One of the most anticipated events of the year is up next for the Late Model teams. The long awaited return of the Fall Foliage 300 is back on the ACT schedule in 2009. The newly renovated and redesigned Airborne Speedway in Plattsburgh, NY will again host the historic ‘300’ weekend with a posted purse of $40,000. This fall classic event was held in many forms and different numbers of laps. The inaugural event was held in 1972 and was won by Bobby Dragon of Milton, VT. Catamount continued the tradition of a big fall event until it closed in 1987. After the closing of Catamount, the race moved to Beech Ridge Motor Speedway in Scarborough, ME for a three-year stop. Buzzie Bezanson of Plaistow, NH surprised all present with a no pit stop ‘300’ win in 1989. Two of the greatest Late Model drivers in New England racing history won the other two Beech Ridge events, Robbie Crouch from Tampa, FL in 1988, and “Dynamite” Dave Dion from Hudson, NH won in 1990. The race moved to Airborne Raceway for the next ten years.

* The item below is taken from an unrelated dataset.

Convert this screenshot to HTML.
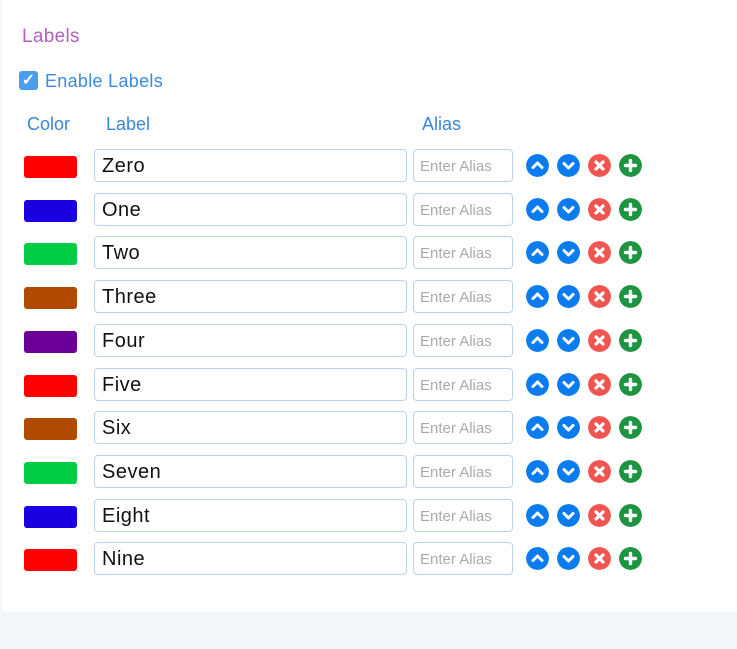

A one and only stop for the ‘300’ took place at Thunder Road in 2003, where Ryan Moore, in his only year racing the ACT Tour, was the surprise winner. The Fall Foliage 300 returned to Airborne the following year and has found its home there since 2004. The most recent ACT winners included Airborne and ACT Champions Brent Dragon and Jean-Paul Cyr of Milton, VT, and Quebec’s great Patrick Laperle. Under the leadership of present owner Steve Fuller and promoter Mike Perotte, the outstanding DIRT driver Kenny Tremont, Jr.has won all three Fall Foliage extra distance events in a Modified on the ½-mile asphalt speedway. The ACT Tour returns in 2009 after a three-year absence.
The championship month will continue with what has become the most talked-about event in Northeastern Late Model racing of any kind this season. The inaugural ACT INVITATIONAL at the New Hampshire Motor Speedway will take place on Saturday, September 19. No championship title points, no pressure, just an historic day for Late Model racers throughout the region, as they race for $65,000 and a name in the NHMS record books. This year-long promotion will be the racing career highlight for many of the lucky 36 invitees. It is sure to be a highlight for the many short track fans that take in the atmosphere of the first NASCAR Chase event weekend held each September at NHMS.
Finally, the $250,000 month will fittingly come to a close with the ‘grand-daddy’ event of them all, the 47th Annual Chittenden Milk Bowl. Thunder Road will bring the curtain down on its 50th season with a $10,000-to-win, $70,000 Milk Bowl. The gloves are sure to come off at this year’s Milk Bowl. For the first time in recent memory this event will be strictly for the money, the glory, the right to kiss the cow — with no points for either Thunder Road teams or ACT Tour teams. The three-segment format of the Milk Bowl provides the ultimate equal playing field for the ACT competitors. You don’t have to win all three segments, you just need to race every lap like it is the white flag lap, and have a whole bunch of luck.
The ACT Late Models have reached the top of the Northeastern-racing scene. Promoters have recognized them as the best in the business, and tracks from throughout the Northeast and Quebec are rewarding them with the ACT $250,000 Money Month of racing. The real winners will be the fans.